- Born: Tracey Maureen Gloster
- Education: University of Warwick (BSc) University of York (PhD)
- Scientific career
- Fields: Structural biology Chemical biology Glycobiology Carbohydrate processing enzymes
- Workplaces: University of St Andrews Simon Fraser University
- Thesis: Transition state mimicry in glycoside hydrolysis (2005)
- Doctoral advisor: Gideon Davies
- Website: risweb.st-andrews.ac.uk/portal/en/persons/tracey-gloster(d02c38ef-6020-455d-8ec5-d72eeb81ad64).html

= Tracey Gloster =

British biochemist

Tracey Maureen Gloster is a chemist at the University of St Andrews. Her research interests are in structural biology, chemical biology, glycobiology and carbohydrate processing enzymes.

==Education==
Gloster studied biochemistry at University of Warwick, graduating in 2002 and then moved to University of York where she was awarded a PhD in chemistry in 2005 for research supervised by Gideon Davies.

==Career and research==
In her early career she was funded by the Wellcome Trust, initially with a Henry Wellcome post-doctoral fellowship held between 2008 and 2011 at Simon Fraser University, Canada, where she worked with David Vocadlo, and then a Wellcome Trust Research Career Development fellowship in 2012 when she joined the University of St Andrews, Scotland. As of 2022 she holds the position of Reader.

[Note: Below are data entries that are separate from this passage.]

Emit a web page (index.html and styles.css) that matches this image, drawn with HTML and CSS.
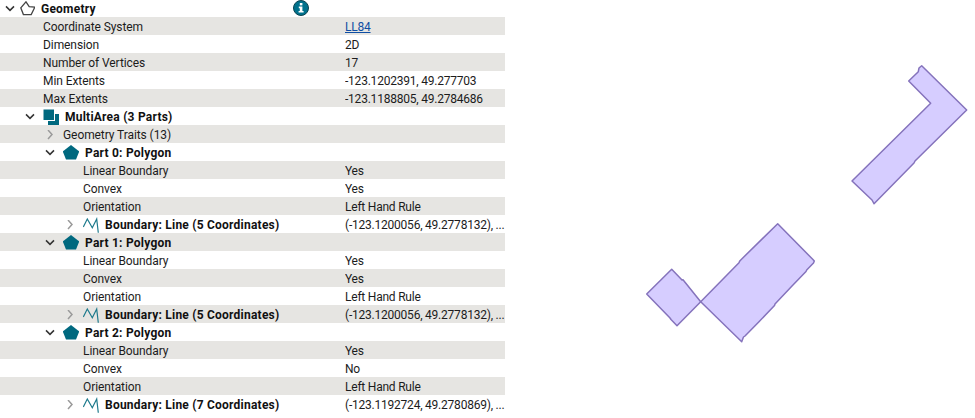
FILE: index.html
```html
<!DOCTYPE html>
<html lang="en">
<head>
  <meta charset="UTF-8">
  <title>Geometry</title>
  <link rel="stylesheet" href="styles.css">
</head>
<body>

  <!-- shared icons -->
  <svg class="defs" aria-hidden="true">
    <symbol id="open" viewBox="0 0 16 10"><path d="M4 2.4l4 4 4-4" fill="none" stroke="#333" stroke-width="1.5"/></symbol>
    <symbol id="closed" viewBox="0 0 16 10"><path d="M6 0l4 4.5-4 4.5" fill="none" stroke="#9a9a9a" stroke-width="1.5"/></symbol>
    <symbol id="poly" viewBox="0 0 16 16"><path d="M8 0l8.2 6.5-3.2 8H3L-.2 6.5z" fill="#00697f"/></symbol>
    <symbol id="line" viewBox="0 0 16 16"><path d="M.3 10L4.3 2 9.3 10.7 13.7 2 15.3 15.7" fill="none" stroke="#1d7a8c" stroke-width="1.2"/></symbol>
  </svg>

  <div class="page">
    <div class="tree">
      <div class="row first bold">
        <div class="name lvl0">
          <svg class="chev"><use href="#open"/></svg>
          <svg class="icon-geom" viewBox="0 0 15 15"><path d="M6 .8L9.2 5.6 14.8 6.2 11.2 13.6H3.4L.8 6.8z" fill="#fff" stroke="#444" stroke-width="1.3"/></svg>
          <span>Geometry</span>
        </div>
        <div class="value">
          <svg class="info" viewBox="0 0 16 16">
            <circle cx="8" cy="8" r="7.5" fill="#00718c" stroke="#0b4350"/>
            <rect x="6.8" y="3" width="2.6" height="2.4" fill="#fff"/>
            <path d="M5.8 6.6h3.6v4.4h1.2v1.6H5.6V11h1.2V8.2h-1z" fill="#fff"/>
          </svg>
        </div>
      </div>
      <div class="row alt"><div class="name prop1">Coordinate System</div><div class="value"><a href="#" class="link">LL84</a></div></div>
      <div class="row"><div class="name prop1">Dimension</div><div class="value">2D</div></div>
      <div class="row alt"><div class="name prop1">Number of Vertices</div><div class="value">17</div></div>
      <div class="row"><div class="name prop1">Min Extents</div><div class="value">-123.1202391, 49.277703</div></div>
      <div class="row alt"><div class="name prop1">Max Extents</div><div class="value">-123.1188805, 49.2784686</div></div>

      <div class="row bold">
        <div class="name lvl1">
          <svg class="chev"><use href="#open"/></svg>
          <svg class="icon" viewBox="0 0 16 16">
            <rect x="5" y="5" width="11" height="11" fill="#00697f"/>
            <rect x="0" y="0" width="11.5" height="11.5" fill="#00697f" stroke="#fff"/>
          </svg>
          <span>MultiArea (3 Parts)</span>
        </div>
      </div>
      <div class="row alt">
        <div class="name lvl2"><svg class="chev"><use href="#closed"/></svg><span>Geometry Traits (13)</span></div>
      </div>

      <!-- part 0 -->
      <div class="row bold">
        <div class="name lvl2"><svg class="chev"><use href="#open"/></svg><svg class="icon"><use href="#poly"/></svg><span>Part 0: Polygon</span></div>
      </div>
      <div class="row alt"><div class="name prop2">Linear Boundary</div><div class="value">Yes</div></div>
      <div class="row"><div class="name prop2">Convex</div><div class="value">Yes</div></div>
      <div class="row alt"><div class="name prop2">Orientation</div><div class="value">Left Hand Rule</div></div>
      <div class="row">
        <div class="name lvl3 bold"><svg class="chev"><use href="#closed"/></svg><svg class="icon"><use href="#line"/></svg><span>Boundary: Line (5 Coordinates)</span></div>
        <div class="value">(-123.1200056, 49.2778132), ...</div>
      </div>

      <!-- part 1 -->
      <div class="row alt bold">
        <div class="name lvl2"><svg class="chev"><use href="#open"/></svg><svg class="icon"><use href="#poly"/></svg><span>Part 1: Polygon</span></div>
      </div>
      <div class="row"><div class="name prop2">Linear Boundary</div><div class="value">Yes</div></div>
      <div class="row alt"><div class="name prop2">Convex</div><div class="value">Yes</div></div>
      <div class="row"><div class="name prop2">Orientation</div><div class="value">Left Hand Rule</div></div>
      <div class="row alt">
        <div class="name lvl3 bold"><svg class="chev"><use href="#closed"/></svg><svg class="icon"><use href="#line"/></svg><span>Boundary: Line (5 Coordinates)</span></div>
        <div class="value">(-123.1200056, 49.2778132), ...</div>
      </div>

      <!-- part 2 -->
      <div class="row bold">
        <div class="name lvl2"><svg class="chev"><use href="#open"/></svg><svg class="icon"><use href="#poly"/></svg><span>Part 2: Polygon</span></div>
      </div>
      <div class="row alt"><div class="name prop2">Linear Boundary</div><div class="value">Yes</div></div>
      <div class="row"><div class="name prop2">Convex</div><div class="value">No</div></div>
      <div class="row alt"><div class="name prop2">Orientation</div><div class="value">Left Hand Rule</div></div>
      <div class="row">
        <div class="name lvl3 bold"><svg class="chev"><use href="#closed"/></svg><svg class="icon"><use href="#line"/></svg><span>Boundary: Line (7 Coordinates)</span></div>
        <div class="value">(-123.1192724, 49.2780869), ...</div>
      </div>
    </div>

    <!-- geometry preview -->
    <svg class="map" viewBox="505 0 470 418">
      <path class="shape" d="M671.7 269.3L682 280 683 279.8 700.7 301.7 677 325.7 671 319.5 670 318 646.7 294z"/>
      <path class="shape" d="M700.7 301.7L739 262.7 740 260.7 777.7 223.7 812.7 259.3 814.3 261 813.5 263 806.7 270 806 271.5 792 286 775 304 774.5 305.5 759 321.7 745 336 743.5 337 741.7 341.7z"/>
      <path class="shape" d="M921.7 65.7L966.7 110 915 161 914 163 874 203.7 872 200 852 181 930.7 103.3 908.7 81 918.3 71.7 919 68z"/>
    </svg>
  </div>
</body>
</html>
```

FILE: styles.css
```css
body {
  margin: 0;
  background: #fff;
  font-family: Roboto, Arial, sans-serif;
  font-size: 12px;
  color: #1c1c1c;
  overflow: hidden;
}

.defs {
  position: absolute;
  width: 0;
  height: 0;
}

.page {
  display: flex;
  height: 418px;
}

.tree {
  width: 505px;
  flex-shrink: 0;
}

.map {
  width: 470px;
  height: 418px;
}

.shape {
  fill: #d6cdff;
  stroke: #8573bc;
  stroke-width: 1.5;
  stroke-linejoin: round;
}

/* rows */
.row {
  display: flex;
  height: 18px;
  line-height: 20px;
  white-space: nowrap;
}

.row.first {
  height: 17px;
}

.row.alt {
  background: #e6e5e2;
}

.bold .name,
.name.bold {
  font-weight: 700;
  color: #111;
  letter-spacing: 0.23px;
}

.name {
  box-sizing: border-box;
  width: 345px;
  height: 18px;
  padding-top: 2px;
  flex-shrink: 0;
  display: flex;
  align-items: center;
  letter-spacing: -0.08px;
}

.first .name {
  margin-top: -1px;
}

.value {
  flex: 1;
  overflow: hidden;
  font-weight: 400;
  letter-spacing: -0.22px;
}

.link {
  color: #0f4ea3;
}

/* tree indents */
.lvl0 { padding-left: 2px; }
.lvl1 { padding-left: 22px; }
.lvl2 { padding-left: 42px; }
.lvl3 { padding-left: 62px; }
.prop1 { padding-left: 43px; }
.prop2 { padding-left: 83px; }

.chev {
  width: 16px;
  height: 10px;
  margin-right: 5px;
  flex-shrink: 0;
}

.lvl0 .chev {
  margin-right: 2px;
}

.icon {
  width: 16px;
  height: 16px;
  margin-right: 6px;
  flex-shrink: 0;
}

.icon-geom {
  width: 15px;
  height: 15px;
  margin-top: -2px;
  margin-right: 6px;
  flex-shrink: 0;
}

.info {
  display: block;
  width: 16px;
  height: 16px;
  margin-left: -52px;
  overflow: visible;
}

.first .value {
  overflow: visible;
}
```
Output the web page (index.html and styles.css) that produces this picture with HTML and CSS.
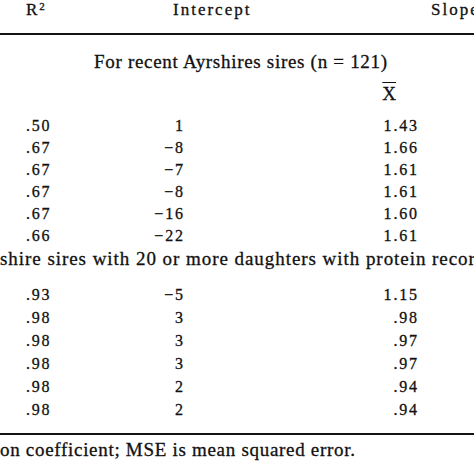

Her research is about all aspects of enzymes that deal with carbohydrates within eukaryotes. Carbohydrates are made from a very wide range of sugar molecules that can be attached to each and other molecules in diverse ways. These glycosylations can have profound consequences for the roles and activities of the molecules and can result in disease if the cell does not process them correctly. Identifying the location and nature of glycosylations is technically challenging, in addition to the challenge of linking them to functions. Gloster has applied inhibitors to gain more understanding about exactly how they work, including describing a new class of glycosyltransferase inhibitors. The techniques that Gloster uses includes ones based around cells, including molecular biology and cell cultures, as well as biophysical methods such as enzyme kinetics, X-ray crystallography and isothermal titration calorimetry.

===Publications===
Gloster is the author or co-author of over 50 scientific publications. They include:
- An anti-CRISPR viral ring nuclease subverts type III CRISPR immunity
- Exploitation of carbohydrate processing enzymes in biocatalysis
- Revealing the mechanism for covalent inhibition of glycoside hydrolases by carbasugars at an atomic level
- The enzymatic degradation of heparan sulfate
- Advances in understanding glycosyltransferases from a structural perspective
- Developing inhibitors of glycan processing enzymes as tools for enabling glycobiology

===Awards and honours===
Gloster was awarded the Biochemical Society early career research award in 2012, the L’Oreal UK and Ireland Fellowship For Women In Science Fellowship in 2013 and she was awarded the Dextra Medal by the Royal Society of Chemistry in 2019 for her work in carbohydrate chemistry largely conducted in the UK within 15 years of gaining a PhD.

She serves as a member of the Royal Society International Exchanges Committee between 2017 - 2022. She serves as treasurer of the Royal Society of Chemistry Carbohydrate Interest Group. She chairs one of the review panels that judge requests to use the Diamond Light Source.

She is a member of the Young Academy of Scotland.